Surprésentéisme, attention, danger !

Plus de la moitié des Français mettent en danger leur santé chaque année sans le savoir ! Comment  ? En pratiquant le surprésentéisme, c’est-à-dire en travaillant alors qu’ils sont malades. 

En moyenne, un salarié français effectue 10 jours de surprésentéisme par an. Ce phénomène indique que les abus en matière d’arrêt de travail sont moins importants que ce que certains voudraient croire.
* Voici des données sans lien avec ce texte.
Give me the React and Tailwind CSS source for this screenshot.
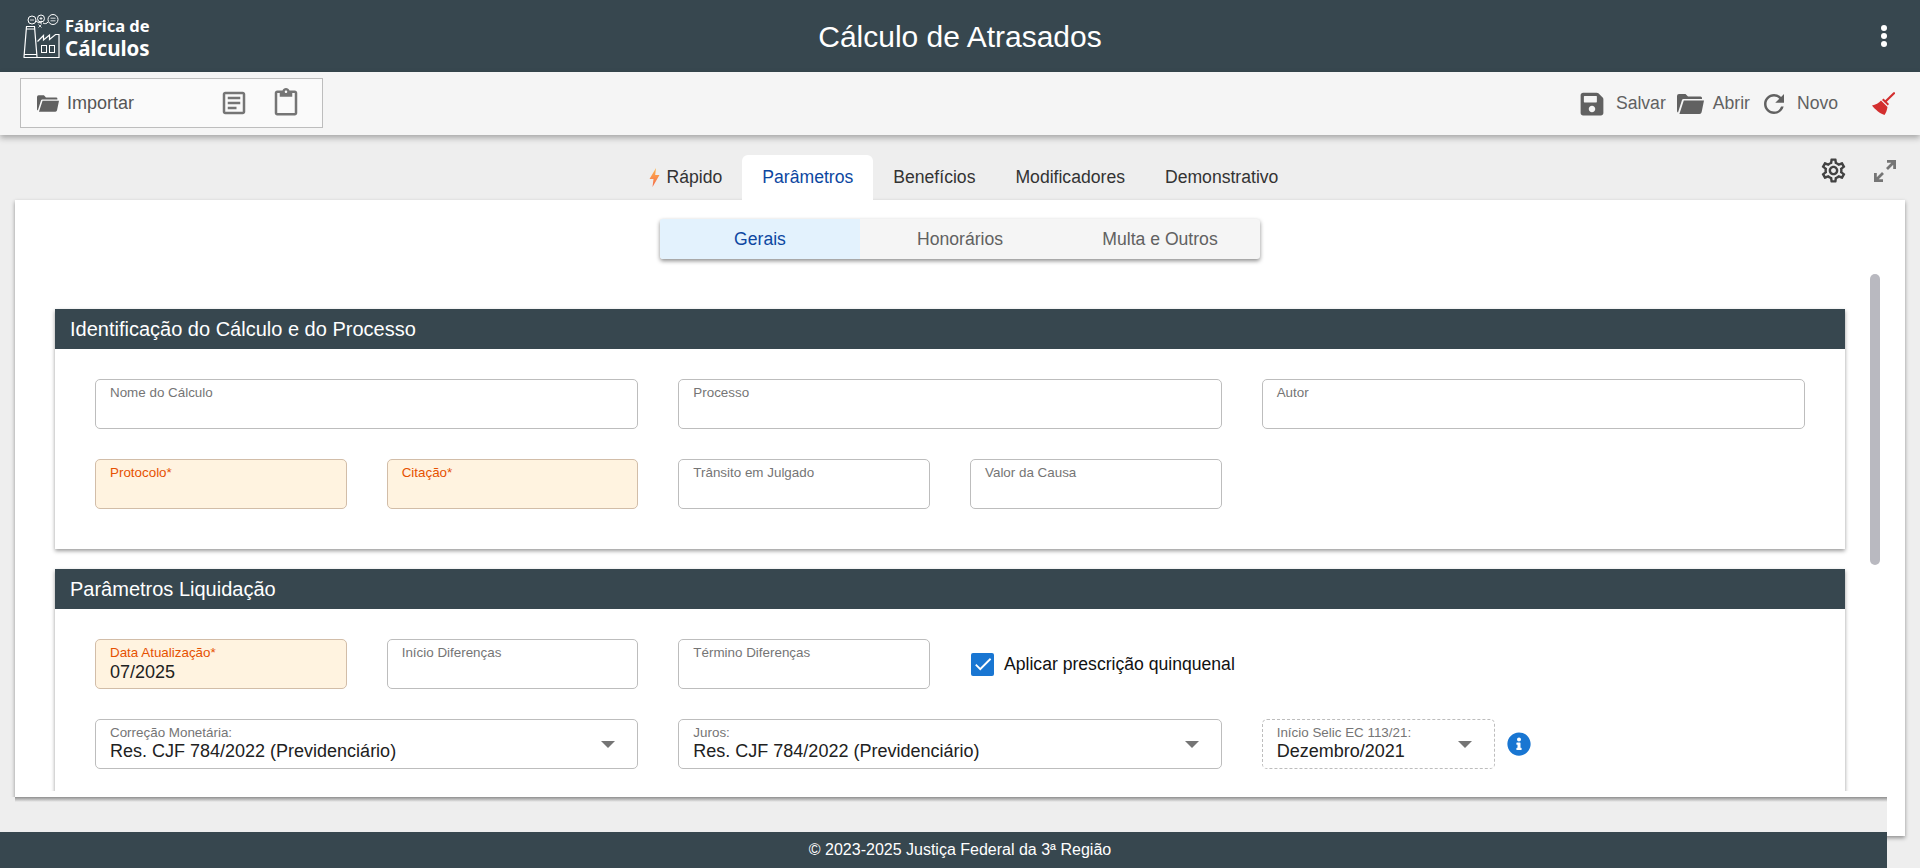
import React from 'react'
import { FaSave, FaInfoCircle } from 'react-icons/fa'
import { MdRefresh, MdOutlineArticle, MdOutlineContentPaste, MdCheck, MdOutlineSettings } from 'react-icons/md'

const FONT = "font-['Liberation_Sans',Arial,sans-serif]"

function Logo() {
  return (
    <div className="flex items-center pl-[23px]">
      <svg viewBox="0 0 37 45" className="w-[37px] h-[45px] text-white" fill="none" stroke="currentColor" strokeWidth="1">
        {/* formula chain */}
        <circle cx="9" cy="6" r="4" />
        <circle cx="18" cy="4.5" r="3.5" />
        <circle cx="30" cy="5.5" r="5" />
        <path d="M13 7l3 2 3 -2M18 8v2M20 9a3.5 3.5 0 0 0 5-1" />
        <path d="M27.5 4.2h5M27.5 6.8h5M16.5 4.5h3M18 3v3M7 6h4" strokeWidth="0.8" />
        <path d="M15.5 10.5l3 3M18.5 10.5l-3 3" strokeWidth="0.8" />
        {/* chimney */}
        <path d="M3 12.5h9M3 15h9" />
        <path d="M3.5 12.5L1 43M11.5 12.5L14 43" strokeWidth="1.2" />
        <path d="M0.5 43.5h36M1 40.5h13" strokeWidth="1.2" />
        {/* factory */}
        <path d="M14.5 27.5l6 -6v4.5l6 -5v4.5l6 -5h3.5v23" strokeWidth="1.2" />
        <rect x="18.5" y="31.5" width="5" height="7" />
        <rect x="26.5" y="31.5" width="5" height="7" />
      </svg>
      <div className="ml-[5px] font-['Noto_Sans',sans-serif] font-bold text-white flex flex-col">
        <span className="text-[16.5px] leading-[22px] mt-[1px]">Fábrica de</span>
        <span className="text-[20.5px] leading-[22px]">Cálculos</span>
      </div>
    </div>
  )
}

function FolderIcon({ className = '' }) {
  return (
    <svg viewBox="0 0 27 20" fill="currentColor" className={className}>
      <path d="M0 2a2 2 0 0 1 2-2h6.5L11 2.5h12.5A1.5 1.5 0 0 1 25 4v1H6.5a1.6 1.6 0 0 0-1.5 1.1L1 18.5A2 2 0 0 1 0 17Z" />
      <path d="M6.8 6.5H27L24.6 18.2a2.2 2.2 0 0 1-2.1 1.8H2.4Z" />
    </svg>
  )
}

function BroomIcon() {
  return (
    <svg viewBox="0 0 23 23" className="w-[23px] h-[23px] text-[#d32f2f]" fill="currentColor">
      <path d="M22 1.2L13.5 9.5" fill="none" stroke="currentColor" strokeWidth="2.2" strokeLinecap="round" />
      <path d="M11.5 6.5L17 12L15.8 13.6L10 8Z" />
      <path d="M9 8.5L15.5 15C15 18 14 21 12.5 23C8 21.5 3 17.5 0 13.5C3.5 13 7 11 9 8.5Z" />
    </svg>
  )
}

function ExpandIcon() {
  return (
    <svg viewBox="0 0 24 24" className="w-[24px] h-[24px] text-[#757575]" fill="none" stroke="currentColor" strokeWidth="2.8">
      <path d="M14 2.4H21.6V10M21 3L14 10" />
      <path d="M10 21.6H2.4V14M3 21L10 14" />
    </svg>
  )
}

function Bolt() {
  return (
    <svg viewBox="0 0 11 19" className="w-[11px] h-[19px] mr-[7px]">
      <defs>
        <linearGradient id="boltFill" x1="0" y1="0" x2="0" y2="1">
          <stop offset="0" stopColor="#ffb74d" />
          <stop offset="1" stopColor="#f4694b" />
        </linearGradient>
      </defs>
      <path d="M7 0L0.5 11H4.5L3.5 19L10.5 7H6.2Z" fill="url(#boltFill)" />
    </svg>
  )
}

function Field({ label, value, required, className = '' }) {
  return (
    <div
      className={`h-[50px] rounded-[5px] border px-[14px] pt-[5px] ${
        required ? 'bg-[#fff3e0] border-[#d2bda8]' : 'bg-white border-[#bdbdbd]'
      } ${className}`}
    >
      <div className={`text-[13.4px] leading-[16px] ${required ? 'text-[#e65100]' : 'text-[#757575]'}`}>{label}</div>
      {value && <div className="text-[18px] leading-[22px] text-[#212121]">{value}</div>}
    </div>
  )
}

function SelectField({ label, value, dashed, className = '' }) {
  return (
    <div
      className={`h-[50px] rounded-[5px] border border-[#bdbdbd] bg-white pl-[14px] pr-[22px] pt-[5px] flex items-center justify-between ${
        dashed ? 'border-dashed' : ''
      } ${className}`}
    >
      <div className="-mt-[5px]">
        <div className="text-[13.4px] leading-[14px] text-[#757575]">{label}</div>
        <div className="text-[18px] leading-[22px] text-[#212121]">{value}</div>
      </div>
      <div className="w-0 h-0 -mt-[5px] border-x-[7px] border-x-transparent border-t-[7px] border-t-[#757575]" />
    </div>
  )
}

function Section({ title, children }) {
  return (
    <section className="w-[1790px] bg-white shadow-[0_2px_4px_rgba(0,0,0,0.4)]">
      <h2 className="h-[40px] bg-[#37474f] pl-[15px] text-[20px] leading-[40px] text-white">{title}</h2>
      <div className="grid grid-cols-6 gap-x-[40px] gap-y-[30px] px-[40px] pt-[30px] pb-[40px]">{children}</div>
    </section>
  )
}

export default function App() {
  return (
    <div className={`relative h-[868px] w-[1920px] overflow-hidden bg-[#eeeeee] ${FONT}`}>
      {/* Header */}
      <header className="relative h-[72px] bg-[#37474f] flex items-center">
        <Logo />
        <h1 className="absolute left-0 right-0 text-center text-[30px] text-white">Cálculo de Atrasados</h1>
        <div className="ml-auto mr-[33px] flex flex-col gap-[2px]">
          <span className="w-[6px] h-[6px] rounded-full bg-white" />
          <span className="w-[6px] h-[6px] rounded-full bg-white" />
          <span className="w-[6px] h-[6px] rounded-full bg-white" />
        </div>
      </header>

      {/* Toolbar */}
      <div className="relative z-10 h-[63px] bg-[#f5f5f5] shadow-[0_3px_6px_rgba(0,0,0,0.3)] flex items-center justify-between pl-[20px] pr-[25px]">
        <div className="self-start mt-[6px] h-[50px] w-[303px] border border-[#bdbdbd] bg-[#fafafa] flex items-center pl-[16px] text-[#616161]">
          <FolderIcon className="w-[22px] h-[17px]" />
          <span className="ml-[8px] text-[18px] text-[#555555]">Importar</span>
          <MdOutlineArticle size={30} className="ml-[85px] text-[#757575]" />
          <MdOutlineContentPaste size={30} className="ml-[22px] text-[#757575]" />
        </div>
        <div className="flex items-center text-[#616161] text-[17.6px]">
          <FaSave size={26} />
          <span className="ml-[11px]">Salvar</span>
          <FolderIcon className="ml-[11px] w-[27px] h-[20px]" />
          <span className="ml-[9px]">Abrir</span>
          <MdRefresh size={30} className="ml-[9px]" />
          <span className="ml-[8px]">Novo</span>
          <span className="ml-[34px]">
            <BroomIcon />
          </span>
        </div>
      </div>

      {/* Tabs */}
      <div className="h-[65px] grid grid-cols-[1fr_auto_1fr] items-end pl-[7px]">
        <div />
        <nav className="flex text-[17.6px] text-[#333333] h-[45px]">
          <div className="px-[20px] flex items-center">
            <Bolt />
            Rápido
          </div>
          <div className="px-[20px] flex items-center bg-white rounded-t-[6px] text-[#0d47a1]">Parâmetros</div>
          <div className="px-[20px] flex items-center">Benefícios</div>
          <div className="px-[20px] flex items-center">Modificadores</div>
          <div className="px-[20px] flex items-center">Demonstrativo</div>
        </nav>
        <div className="flex justify-end items-center gap-[25px] pr-[23px] pb-[15px]">
          <MdOutlineSettings size={29} className="text-[#424242]" />
          <ExpandIcon />
        </div>
      </div>

      {/* Card */}
      <main className="ml-[15px] w-[1890px] h-[636px] bg-white shadow-[0_2px_4px_rgba(0,0,0,0.4)] pt-[19px]">
        <div className="ml-[645px] w-[600px] h-[40px] flex bg-[#f5f5f5] rounded-[3px] shadow-[0_2px_4px_rgba(0,0,0,0.45)] text-[17.6px] text-[#616161]">
          <div className="w-[200px] flex items-center justify-center bg-[#e3f2fd] text-[#0d47a1] rounded-l-[3px]">Gerais</div>
          <div className="w-[200px] flex items-center justify-center">Honorários</div>
          <div className="w-[200px] flex items-center justify-center">Multa e Outros</div>
        </div>

        <div className="mt-[15px] h-[517px] flex">
          <div className="w-[1840px] h-full overflow-hidden pl-[40px] pt-[35px] flex flex-col gap-[20px]">
            <Section title="Identificação do Cálculo e do Processo">
              <Field label="Nome do Cálculo" className="col-span-2" />
              <Field label="Processo" className="col-span-2" />
              <Field label="Autor" className="col-span-2" />
              <Field label="Protocolo*" required />
              <Field label="Citação*" required />
              <Field label="Trânsito em Julgado" />
              <Field label="Valor da Causa" />
            </Section>
            <Section title="Parâmetros Liquidação">
              <Field label="Data Atualização*" value="07/2025" required />
              <Field label="Início Diferenças" />
              <Field label="Término Diferenças" />
              <label className="col-span-3 pl-[1px] flex items-center gap-[10px] text-[17.6px] text-[#111111]">
                <span className="w-[23px] h-[23px] rounded-[2px] bg-[#1976d2] flex items-center justify-center">
                  <MdCheck size={22} className="text-white" />
                </span>
                Aplicar prescrição quinquenal
              </label>
              <SelectField label="Correção Monetária:" value="Res. CJF 784/2022 (Previdenciário)" className="col-span-2" />
              <SelectField label="Juros:" value="Res. CJF 784/2022 (Previdenciário)" className="col-span-2" />
              <div className="col-span-2 flex items-center gap-[12px]">
                <SelectField label="Início Selic EC 113/21:" value="Dezembro/2021" dashed className="w-[233px]" />
                <FaInfoCircle size={24} className="text-[#1976d2]" />
              </div>
            </Section>
          </div>
          <div className="ml-[15px] w-[10px] h-[291px] rounded-full bg-[#b9b9c0]" />
        </div>
      </main>

      {/* Bottom strip lies over the card */}
      <div className="absolute left-0 bottom-0 w-[1887px] h-[71px] flex flex-col justify-between bg-[#eeeeee]">
        <div className="ml-[15px] h-[5px] bg-linear-to-b from-black/40 to-transparent" />
        <footer className="h-[36px] bg-[#37474f] pl-[33px] text-center text-[16px] leading-[36px] text-white">
          © 2023-2025 Justiça Federal da 3ª Região
        </footer>
      </div>
    </div>
  )
}
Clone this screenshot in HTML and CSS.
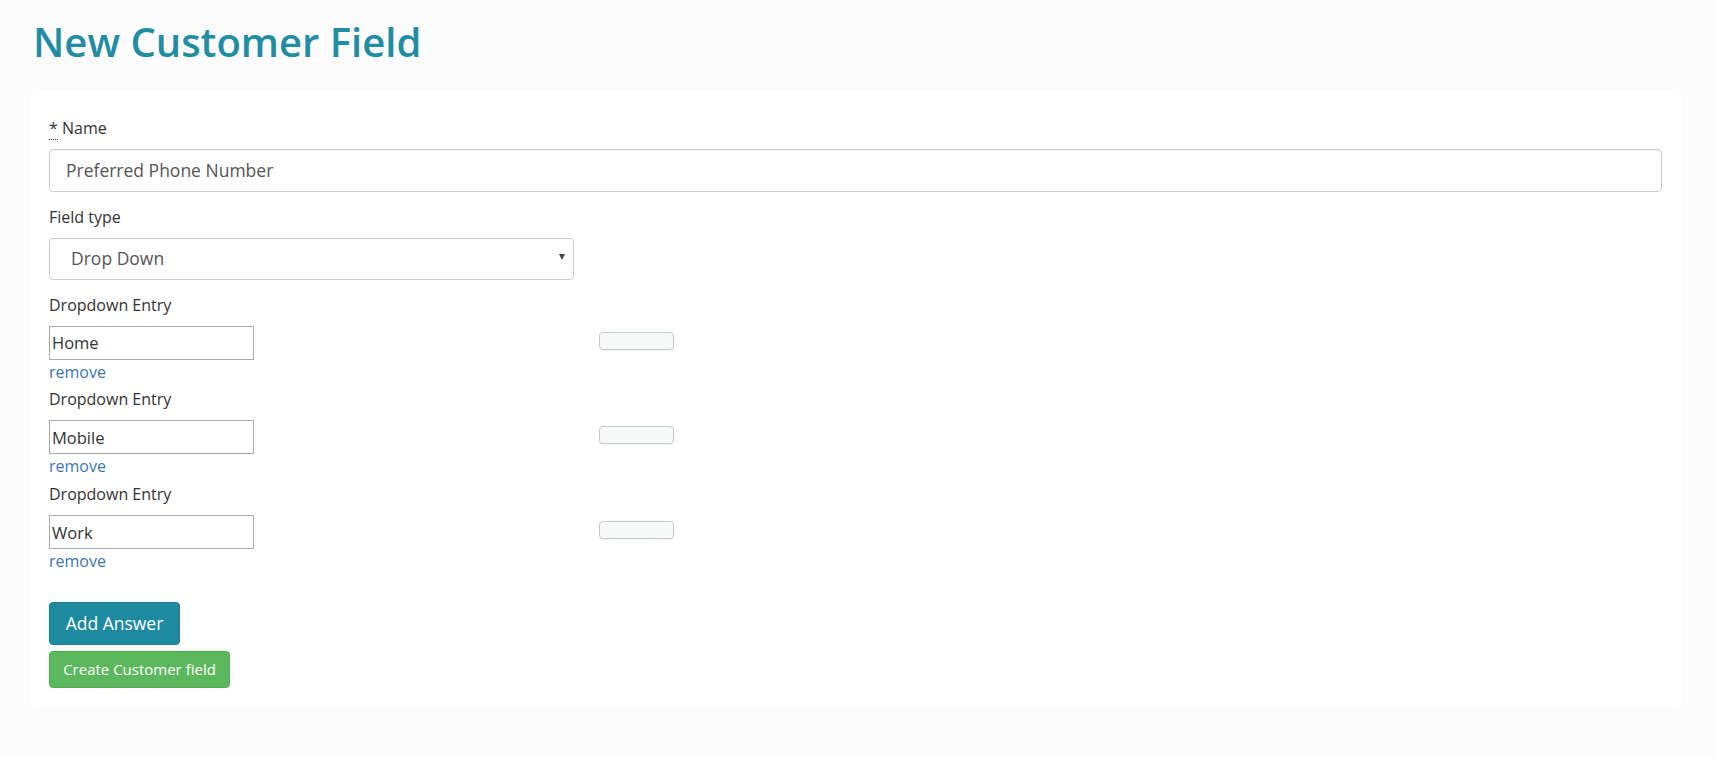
FILE: index.html
```html
<!DOCTYPE html>
<html lang="en">
<head>
<meta charset="utf-8">
<title>New Customer Field</title>
<link rel="stylesheet" href="styles.css">
</head>
<body>
<div class="page">
  <h1 class="title">New Customer Field</h1>
  <div class="card">
    <form class="form">
      <div class="form-group">
        <label class="label"><abbr title="required">*</abbr> Name</label>
        <input class="form-control" type="text" value="Preferred Phone Number">
      </div>
      <div class="form-group">
        <label class="label">Field type</label>
        <div class="select">
          <span class="select-value">Drop Down</span>
          <span class="select-arrow"></span>
        </div>
      </div>

      <div class="entry">
        <label class="label">Dropdown Entry</label>
        <div class="entry-row">
          <input class="entry-input" type="text" value="Home">
          <span class="mini-btn"></span>
        </div>
        <a class="remove" href="#">remove</a>
      </div>
      <div class="entry">
        <label class="label">Dropdown Entry</label>
        <div class="entry-row">
          <input class="entry-input" type="text" value="Mobile">
          <span class="mini-btn"></span>
        </div>
        <a class="remove" href="#">remove</a>
      </div>
      <div class="entry">
        <label class="label">Dropdown Entry</label>
        <div class="entry-row">
          <input class="entry-input" type="text" value="Work">
          <span class="mini-btn"></span>
        </div>
        <a class="remove" href="#">remove</a>
      </div>

      <div class="actions">
        <button class="btn btn-add" type="button">Add Answer</button>
        <button class="btn btn-create" type="button">Create Customer field</button>
      </div>
    </form>
  </div>
</div>
</body>
</html>
```

FILE: styles.css
```css
html, body {
  margin: 0;
  padding: 0;
}
body {
  background: #fcfcfc;
  font-family: "Open Sans", "Noto Sans", sans-serif;
  font-size: 16px;
  line-height: 22.86px;
  color: #333;
}
.page {
  padding: 0 36px 0 31px;
}
.title {
  margin: 0;
  padding: 17px 0 0 2px;
  height: 90px;
  box-sizing: border-box;
  font-size: 40px;
  line-height: 50px;
  font-weight: 600;
  color: #208da3;
}
.card {
  background: #fff;
  border-radius: 4px;
  padding: 27px 19px 18px 18px;
  width: 1650px;
  box-sizing: border-box;
}
.form {
  display: flex;
  flex-direction: column;
}
.form-group {
  margin-bottom: 14px;
}
.label {
  display: block;
  margin-bottom: 9px;
  font-size: 16px;
  line-height: 22.86px;
  color: #333;
}
abbr {
  text-decoration: none;
  border-bottom: 1px dotted #333;
  cursor: help;
}
.form-control {
  display: block;
  width: 100%;
  height: 43px;
  box-sizing: border-box;
  border: 1px solid #ccc;
  border-radius: 4px;
  padding: 0 16px;
  font-family: inherit;
  font-size: 17.5px;
  color: #555;
  background: #fff;
  box-shadow: inset 0 1px 1px rgba(0,0,0,0.05);
}
.select {
  width: 525px;
  height: 42px;
  box-sizing: border-box;
  border: 1px solid #ccc;
  border-radius: 4px;
  display: flex;
  align-items: center;
  justify-content: space-between;
  padding: 0 8px 0 21px;
  font-size: 17.5px;
  color: #555;
  background: #fff;
}
.select-arrow {
  width: 0;
  height: 0;
  border-left: 3.5px solid transparent;
  border-right: 3.5px solid transparent;
  border-top: 6px solid #444;
  margin-top: -3px;
}
.entry {
  margin-bottom: 5px;
}
.entry-row {
  display: flex;
  align-items: flex-start;
  gap: 345px;
}
.entry-input {
  width: 205px;
  height: 34px;
  box-sizing: border-box;
  border: 1px solid #a9a9a9;
  padding: 0 2px;
  margin: 0;
  font-family: inherit;
  font-size: 16.5px;
  color: #333;
  background: #fff;
  border-radius: 0;
}
.mini-btn {
  display: block;
  width: 75px;
  height: 18px;
  margin-top: 6px;
  box-sizing: border-box;
  border: 1px solid #c3cccc;
  border-radius: 4px;
  background: #f8f9f9;
  box-shadow: 0 1px 1px rgba(0,0,0,0.06);
}
.remove {
  display: block;
  margin-top: 1px;
  color: #3a76b4;
  text-decoration: none;
  font-size: 16px;
  line-height: 22.86px;
  width: max-content;
}
.actions {
  display: flex;
  flex-direction: column;
  align-items: flex-start;
  gap: 6px;
  margin-top: 24px;
}
.btn {
  font-family: inherit;
  border-radius: 4px;
  cursor: pointer;
  color: #fff;
  box-sizing: border-box;
  margin: 0;
}
.btn-add {
  height: 43px;
  width: 131px;
  padding: 0;
  font-size: 17.5px;
  background: #1e8aa0;
  border: 1px solid #1b7f94;
}
.btn-create {
  height: 37px;
  width: 181px;
  padding: 0;
  font-size: 15px;
  background: #5cb85c;
  border: 1px solid #4cae4c;
}
```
À côté des cas de fraude, il y a des salariés et des travailleurs indépendants qui refusent de s’arrêter alors que leur médecin généraliste le leur recommande afin de se soigner pour pouvoir revenir au travail en bonne forme.

Parmi les professions championnes du surprésentéisme, on retrouve… le personnel soignant. S’il existe peu de statistiques sur ce sujet en France (car nous nous focalisons uniquement sur le phénomène inverse, l’absentéisme), ce constat est vérifié aussi bien en Amérique du Nord que dans les pays scandinaves où 80 % du personnel médical y déclare avoir fait du surprésentéisme dans l’année. Plus grave, des études montrent que plus des deux tiers ont des symptômes contagieux comme la grippe, des infections respiratoires ou la gastro-entérite. Or, ce surprésentéisme des professionnels de santé a une incidence sur les infections nosocomiales : la durée d’une épidémie est d’autant plus longue que le personnel s’arrête peu de temps de travailler.

Pourquoi médecins et infirmières ont-ils tendance à travailler même lorsqu’ils sont malades ? Un sondage réalisé récemment au sein d’un hôpital américain apporte quelques éléments de réponse (2) : tout d’abord pour ne pas faire défaut à leurs collègues, ensuite pour être présents pour leurs patients, puis par crainte d'être mal vus par leurs confrères et, enfin, par souci de la continuité des soins. Ce qui pose problème en toile de fond est donc la pression sociale et le remplacement du personnel en arrêt maladie.

Toutes les études médicales longitudinales montrent que cette pratique dégrade l’état de santé à moyen terme. Car la maladie est un moyen pour le corps de dire «  stop !  », c’est-à-dire d’alerter sur un déséquilibre. Ignorer ces symptômes revient donc à s’exposer à une pathologie plus lourde. Par exemple, venir travailler plus de cinq fois dans l’année tout en étant malade augmente le risque de connaître un arrêt maladie supérieur à trente jours dans les années qui suivent. Dans les cas les plus graves, le surprésentéisme débouche d’ailleurs sur un burn-out.

Il peut sembler rentable pour l’employeur que le personnel soignant fasse du surprésentéisme. En réalité, cela accroît les risques de contagion, d’erreurs d’inattention et d’accidents, ainsi que, à moyen terme, les arrêts maladie de longue durée. Gardons donc toujours en tête que «  qui veut voyager loin ménage sa monture !  ».


1- Le surprésentéisme, Éd. De Boeck, 2013 ; L’absentéisme au travail, Afnor, 2015.

2- Julia E. Szymczak et al., « Reasons why physicians and advanced practice clinicians work while Sick: a mixed-methods analysis », Jama Pediatrics, juillet 2015.

Dennis Monneuse, sociologue, chercheur associé à l’IAE de Paris, directeur du cabinet de conseil « Poil à gratter » et auteur de plusieurs ouvrages (1).